The Egyptian stable owner divided us into three groups: people who had never ridden a horse, people with some experience, and the experts. I joined the intermediate group, supposedly to get an intermediate horse (I was terrified, but wasn’t a wimp. I couldn’t take a beginner horse :) ). We all mounted and then headed out in groups.

As we headed out, I tested out my horse. I made it go left and right, made it slow down and stop, and I was pretty happy with it. My last horse didn’t respond to me at all; no matter how hard I pulled on the reigns the horse just kept going where it wanted. This one, though, was promising. I weaved as much as I could between the other scouts and leaders and was having a blast. We had been riding for 3 minutes and I could kind of control my horse.

Once we got on the desert path, though, the horse went into autopilot. It stopped listening to me and tried to stay at the back of the pack of horses. All the horses did the same, except Aden’s, who insisted on being alone. Whenever the pack caught up to Aden his horse would bite any horse, or rider, that was near its head.

Autopilot was okay, I guess, for navigation purposes. We were in the desert on a semi-well-marked path, so staying together was important. For velocity’s sake, though, it was horrible. The horses would only walk or slow trot unless an Egyptian rider was cracking his whip behind us. Upon hearing the loud snap of the whip, the horses would start trotting fast, tempting a gallop, for a minute or two, when they would then decide to take it slow again. The only way they would move was if there was a whip.

The Egyptian riders, however, were apparently unaware of this. They kept yelling at us to go faster, telling us to kick the horses. We’d all kick, which only made the horses mad. My horse would protest and stopped walking altogether quite a few times. The Egyptians would get frustrated, crack the whip, and we’d all start going again. As we were trotting, the main Egyptian kept yelling “Up and down! Up and down! It’s an English saddle! Up and down!” What this cryptic phrase meant I’ll never know.
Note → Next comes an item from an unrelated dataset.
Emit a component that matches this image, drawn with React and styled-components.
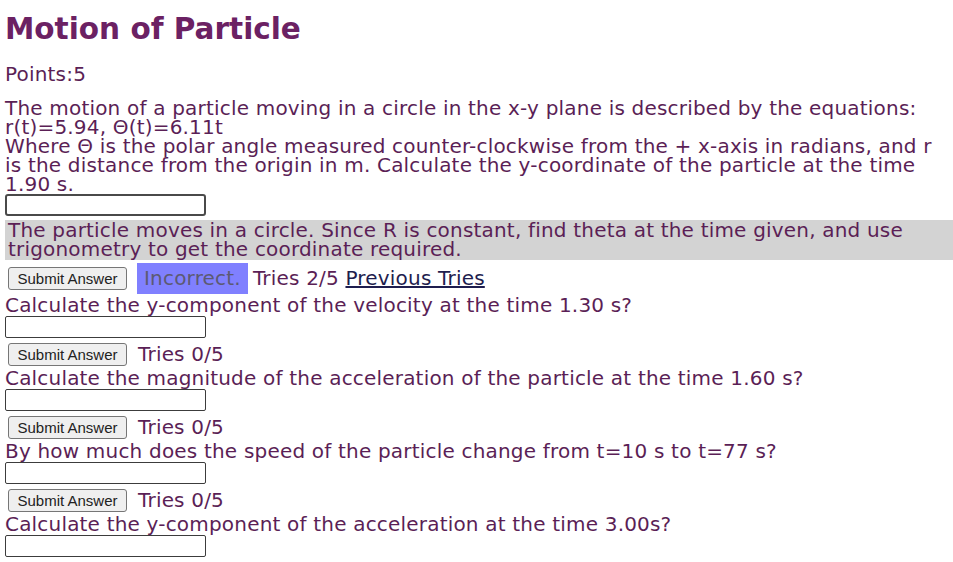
import React from 'react';
import styled, { createGlobalStyle } from 'styled-components';

const GlobalStyle = createGlobalStyle`
  body {
    margin: 0;
    background: #ffffff;
    font-family: 'DejaVu Sans', Verdana, sans-serif;
    color: #5b1f56;
    overflow: hidden;
  }
`;

const Page = styled.div`
  padding: 12px 0 0 5px;
  font-size: 20px;
  line-height: 19px;
  letter-spacing: 0.19px;
`;

const Title = styled.h1`
  margin: 0;
  font-size: 29.5px;
  line-height: 35px;
  font-weight: bold;
  letter-spacing: 0;
  color: #6b2163;
`;

const Points = styled.div`
  margin-top: 18px;
`;

const Problem = styled.div`
  margin-top: 15px;
  max-width: 945px;
`;

const AnswerInput = styled.input`
  display: block;
  box-sizing: border-box;
  width: 201px;
  height: 22px;
  margin: ${(p) => (p.$first ? '0' : '1px')} 0 0 0;
  padding: 0 3px;
  border: ${(p) => (p.$focused ? '2px solid #4a4a4a' : '1px solid #3c3c3c')};
  border-radius: ${(p) => (p.$focused ? '3px' : '2px')};
  background: #fff;
  font-family: 'DejaVu Sans', sans-serif;
  font-size: 14px;
  outline: none;
  caret-color: #222;
`;

const Hint = styled.div`
  margin-top: 4px;
  padding: 1px 3px;
  background: #d3d3d3;
`;

const SubmitRow = styled.div`
  display: flex;
  align-items: center;
  height: ${(p) => p.$height || 23}px;
  margin-top: ${(p) => p.$top ?? 5}px;
  margin-bottom: ${(p) => p.$bottom ?? 3}px;
  white-space: pre;
`;

const SubmitButton = styled.button`
  box-sizing: border-box;
  width: 119px;
  height: 23px;
  margin: 0 11px 0 3px;
  padding: 0;
  border: 1px solid #767676;
  border-radius: 3px;
  background: #efefef;
  color: #222;
  font-family: 'Liberation Sans', Arial, sans-serif;
  font-size: 15px;
  letter-spacing: 0;
`;

const Verdict = styled.span`
  display: inline-block;
  padding: 6px 7px;
  margin-left: -1px;
  background: #8080ff;
  color: #5c5a72;
`;

const Tries = styled.span`
  margin-left: ${(p) => (p.$after ? '5px' : '0')};
`;

const PrevLink = styled.a`
  color: #1e1d4e;
  text-decoration: underline;
  cursor: pointer;
`;

const Question = styled.div``;

const questions = [
  'Calculate the y-component of the velocity at the time 1.30 s?',
  'Calculate the magnitude of the acceleration of the particle at the time 1.60 s?',
  'By how much does the speed of the particle change from t=10 s to t=77 s?',
  'Calculate the y-component of the acceleration at the time 3.00s?',
];

export default function App() {
  return (
    <>
      <GlobalStyle />
      <Page>
        <Title>Motion of Particle</Title>
        <Points>Points:5</Points>
        <Problem>
          The motion of a particle moving in a circle in the x-y plane is described by the equations:
          <br />
          r(t)=5.94, Θ(t)=6.11t
          <br />
          Where Θ is the polar angle measured counter-clockwise from the + x-axis in radians, and r is the
          distance from the origin in m. Calculate the y-coordinate of the particle at the time 1.90 s.
        </Problem>
        <AnswerInput $first $focused autoFocus />
        <Hint>
          The particle moves in a circle. Since R is constant, find theta at the time given, and use
          trigonometry to get the coordinate required.
        </Hint>
        <SubmitRow $height={31} $top={3} $bottom={2}>
          <SubmitButton>Submit Answer</SubmitButton>
          <Verdict>Incorrect.</Verdict>
          <Tries $after>Tries 2/5 </Tries>
          <PrevLink>Previous Tries</PrevLink>
        </SubmitRow>
        {questions.map((q) => (
          <div key={q}>
            <Question>{q}</Question>
            <AnswerInput />
            <SubmitRow>
              <SubmitButton>Submit Answer</SubmitButton>
              <Tries>Tries 0/5</Tries>
            </SubmitRow>
          </div>
        ))}
      </Page>
    </>
  );
}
Were we supposed to bounce up and down? Did that make the horse go faster, like one of those old-fashioned train cars with the see-saw pump on it? The more I pumped the more the horse went?


Kevan getting angry at his horse

The horses would inevitably slow down and stop, giving me a chance to recover and readjust myself from the pain of hard trotting and to take in my surroundings. We were in the desert; a very barren desert. The desert near Cairo doesn’t have the “standard” rolling dunes that people imagine. There is sand, yes, but there are more rocks and garbage that speckle the semi-dunes. We were only about 2 miles from the Nile and the rest of the city of Cairo, but there were few signs of civilization where we were riding, apart from the one asphalt road we had to cross.




After 2.5 hours of riding these unresponsive trotting horses we arrived at our campsite: the backyard of a large villa near the Saqqara Country Club. Miraculously I did not fall off. Nobody did. We all survived.


Horses resting after the long ride

Apparently a South African man rents this property in the middle of nowhere and runs a homeschool (and offers his property to visiting scout troops). His back gate overlooks the Abu Sir pyramids in the north part of the Saqqara complex. Walk for five minutes from the gate and you can touch a pyramid.

IMG_7794View from the guy’s backyard

We dismounted our horses and watched as the Egyptians riders rode them all back (each rider took a pack of 8 or something), except for two, which stayed behind so that the scouts could work on their horsemanship merit badge. When not in a pack, the horses where a lot more responsive, which was good for the scouts since they had to demonstrate their prowess in controlling horses.

While they all worked on their skills, Kevan, Aden, and I went exploring at the pyramids. Because it was Friday the pyramids were free of tourist police. Technically the whole place should have been closed to tourists, but there were a couple unofficial guards waiting for the occasional horse or four-wheeler to come by and look at the site. One guy approached Kevan and said that he basically had to pay a tip or get kicked off the compound. These bakhsheesh guys would not go away. Even after we had finished looking at the pyramids, they followed us back to the campsite, demanding that we leave immediately (or pay them something). The South African guy called his landlord, who came and told the bakhsheesh guys off.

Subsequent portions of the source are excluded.